Recently, Kain et al. (2008) and Sobash et al. (2011) presented the concept of updraft helicity (UH) as a method for mesocyclone detection in convection-allowing operational models. UH is the local product of w and ζ integrated over a specified depth [equation to be presented in section 2d(3) herein]. Kain et al. (2008) used a UH threshold of 50 m2 s−2 to define mesocyclones in their 2-km Weather Research and Forecasting Model (WRF) runs, with a smaller threshold found to be appropriate for 4-km simulations. Sobash et al. (2011) tested UH thresholds in their 4-km WRF runs with values of 34–103 m2 s−2. However, these thresholds were determined by comparing model forecasted storm structure to the number of radar-observed mesocyclone detections; thus, it was as much a test of whether the model captured the proper environmental conditions and convective mode as it was of the proper UH thresholds. This comparison was only available once per hour, and some loss of forecast skill may have resulted from the coarse temporal resolution.
The purpose of this study is to evaluate the skill of various objective supercell identification techniques by using an idealized numerical cloud model initialized with a large number of Rapid Update Cycle-2 (RUC-2) proximity soundings that were associated with supercells in nature. The modeled storms are classified based on their simulated radar reflectivity structure and presence of vertical vorticity, then compared to objective techniques to determine which approach (and threshold) has the most skill in detecting and identifying supercells. A description of the dataset and numerical model is presented in the next section, along with a description of the various objective techniques to be tested. Results are presented in section 3 and discussion and concluding remarks are found in sections 4 and 5.
2. Methodology
a. Dataset
Each idealized simulation was initialized with one of 113 RUC-2 proximity soundings associated with supercells. This dataset is a subset of that analyzed by Thompson et al. (2003, 2007). The soundings represent a bilinear interpolation between the nearest four horizontal grid points to the observing station closest to the storm.
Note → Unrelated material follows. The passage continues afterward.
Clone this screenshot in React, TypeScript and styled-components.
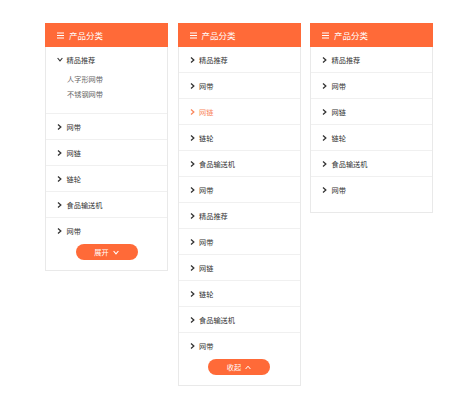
import { useState } from 'react';
import styled, { createGlobalStyle } from 'styled-components';

const GlobalStyle = createGlobalStyle`
  html, body {
    margin: 0;
    padding: 0;
    background: #ffffff;
  }
  body {
    font-family: "Noto Sans CJK SC", "Noto Sans", sans-serif;
  }
`;

const ORANGE = '#ff6a38';

interface ICategory {
  name: string;
  children?: string[];
}

const shortList: ICategory[] = [
  { name: '精品推荐', children: ['人字形网带', '不锈钢网带'] },
  { name: '网带' },
  { name: '网链' },
  { name: '链轮' },
  { name: '食品输送机' },
  { name: '网带' }
];

const longList: ICategory[] = [...shortList, ...shortList];

function ChevronRight({ color = '#333' }: { color?: string }) {
  return (
    <svg width="5" height="6" viewBox="0 0 5 6">
      <path d="M1 0.6 L3.8 3 L1 5.4" fill="none" stroke={color} strokeWidth="1.3" />
    </svg>
  );
}

function ChevronDown({ color = '#333' }: { color?: string }) {
  return (
    <svg width="6" height="5" viewBox="0 0 6 5">
      <path d="M0.6 1 L3 3.8 L5.4 1" fill="none" stroke={color} strokeWidth="1.1" />
    </svg>
  );
}

function ChevronUp({ color = '#fff' }: { color?: string }) {
  return (
    <svg width="6" height="5" viewBox="0 0 6 5">
      <path d="M0.6 4 L3 1.2 L5.4 4" fill="none" stroke={color} strokeWidth="1" />
    </svg>
  );
}

function MenuIcon() {
  return (
    <svg width="7" height="7" viewBox="0 0 7 7">
      <path d="M0 1 H7 M0 3.5 H7 M0 6 H7" stroke="#fff" strokeWidth="1.1" />
    </svg>
  );
}

interface PanelProps {
  items: ICategory[];
  expandedIndex?: number;
  activeIndex?: number;
  toggle?: 'open' | 'close';
}

function Panel({ items, expandedIndex, activeIndex, toggle }: PanelProps) {
  const [open, setOpen] = useState<number | undefined>(expandedIndex);
  return (
    <StyledPanel $hasToggle={!!toggle}>
      <PanelHeader>
        <MenuIcon />
        <span>产品分类</span>
      </PanelHeader>
      <List>
        {items.map((item, i) => {
          const isOpen = open === i && !!item.children;
          const isActive = activeIndex === i;
          return (
            <Row key={i} $expanded={isOpen}>
              <RowTitle $active={isActive} onClick={() => setOpen(open === i ? undefined : i)}>
                <IconSlot>
                  {isOpen ? <ChevronDown /> : <ChevronRight color={isActive ? '#f9875d' : '#333'} />}
                </IconSlot>
                {item.name}
              </RowTitle>
              {isOpen && (
                <SubList>
                  {item.children!.map((c) => (
                    <SubItem key={c}>{c}</SubItem>
                  ))}
                </SubList>
              )}
            </Row>
          );
        })}
      </List>
      {toggle && (
        <ToggleButton>
          {toggle === 'open' ? '展开' : '收起'}
          {toggle === 'open' ? <ChevronDown color="#fff" /> : <ChevronUp />}
        </ToggleButton>
      )}
    </StyledPanel>
  );
}

export default function App() {
  return (
    <>
      <GlobalStyle />
      <Page>
        <Panel items={shortList} expandedIndex={0} toggle="open" />
        <Panel items={longList.map((c) => ({ name: c.name }))} activeIndex={2} toggle="close" />
        <Panel items={shortList.map((c) => ({ name: c.name }))} />
      </Page>
    </>
  );
}

const Page = styled.div`
  display: flex;
  align-items: flex-start;
  gap: 9.5px;
  padding: 23px 0 0 45px;
`;

const StyledPanel = styled.div<{ $hasToggle: boolean }>`
  width: 123px;
  box-sizing: border-box;
  border: 1px solid #e9e9e9;
  border-top: none;
  background: #fff;
  display: flex;
  flex-direction: column;
  align-items: center;
  padding-bottom: 10px;
`;

const PanelHeader = styled.div`
  align-self: stretch;
  margin: 0 -1px;
  height: 24px;
  background: ${ORANGE};
  color: #fff;
  display: flex;
  align-items: center;
  gap: 5px;
  padding-left: 12px;
  font-size: 8.5px;
  svg {
    display: block;
  }
`;

const List = styled.ul`
  align-self: stretch;
  list-style: none;
  margin: 0;
  padding: 0;
`;

const Row = styled.li<{ $expanded: boolean }>`
  border-bottom: 1px solid #f0f0f0;
  padding-bottom: ${({ $expanded }) => ($expanded ? '11px' : '0')};
  &:last-child {
    border-bottom: none;
  }
`;

const RowTitle = styled.div<{ $active: boolean }>`
  height: 25px;
  display: flex;
  align-items: center;
  padding-left: 11px;
  font-size: 7.2px;
  color: ${({ $active }) => ($active ? '#f9875d' : '#333')};
  cursor: pointer;
`;

const IconSlot = styled.span`
  width: 9.5px;
  display: flex;
  align-items: center;
  svg {
    display: block;
  }
`;

const SubList = styled.ul`
  list-style: none;
  margin: 0;
  padding: 0 0 0 21px;
`;

const SubItem = styled.li`
  height: 15px;
  line-height: 15px;
  font-size: 7.2px;
  color: #666;
`;

const ToggleButton = styled.button`
  width: 62px;
  height: 16px;
  margin-top: 1px;
  border: none;
  border-radius: 8px;
  background: ${ORANGE};
  color: #fff;
  font-family: inherit;
  font-size: 7.2px;
  display: flex;
  align-items: center;
  justify-content: center;
  gap: 4px;
  padding: 0;
  cursor: pointer;
  svg {
    display: block;
  }
`;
The soundings were generally within 30 and 40 miles of a convective storm that met certain subjective and objective criteria from Weather Surveillance Radar-1988 Doppler (WSR-88D) base scans, including the presence of reflectivity hook echoes, BWERs, and radial shear >0.008 s−1. For a more detailed description of the dataset and the supercell criteria, refer to Thompson et al. (2003).
Since simulated storm structure is primarily a function of environmental CAPE and vertical wind shear (e.g., Weisman and Klemp 1982, 1984), most of the storms produced in the simulations using these soundings possess at least some supercell characteristics (i.e., midlevel rotation) at some point in their lifetime. The simulated storms produced by using the selected soundings include strong, isolated, long-lived supercells; rapidly decaying supercells with weak updrafts and lingering midlevel rotation that pose no severe threat; multicell clusters; and some quasi-linear convective systems. The analysis focused on only right-moving supercells, if present (i.e., left-moving supercells are not considered). Even though not all types of convection are represented in this study, we believe that the simulations offer a good test bed for the mesocyclone identification algorithms presented herein, because some rotation is present in nearly every case.
b. Numerical model
Simulations were performed using the Bryan cloud model (Bryan and Fritsch 2002). The model setup consisted of 1-km horizontal grid spacing and 250-m vertical grid spacing within a 120 km × 120 km × 20 km domain. A moving grid was used, with the velocity determined by the 0–6-km mean wind from the input sounding. Lateral boundary conditions were open-wave radiating and upper/lower boundaries were free slip. The upper boundary was rigid, with a damping layer extending upward from 16 km. A split time scheme was used (Klemp and Wilhelmson 1978) with a large time step of 3 s for advection and a small time step of 0.5 s. Each simulation was run for 7200 s of cloud time. Precipitation processes were represented by the single moment Lin et al. (1983)–like scheme used in Gilmore et al. (2004), with default Lin et al. parameters for hail.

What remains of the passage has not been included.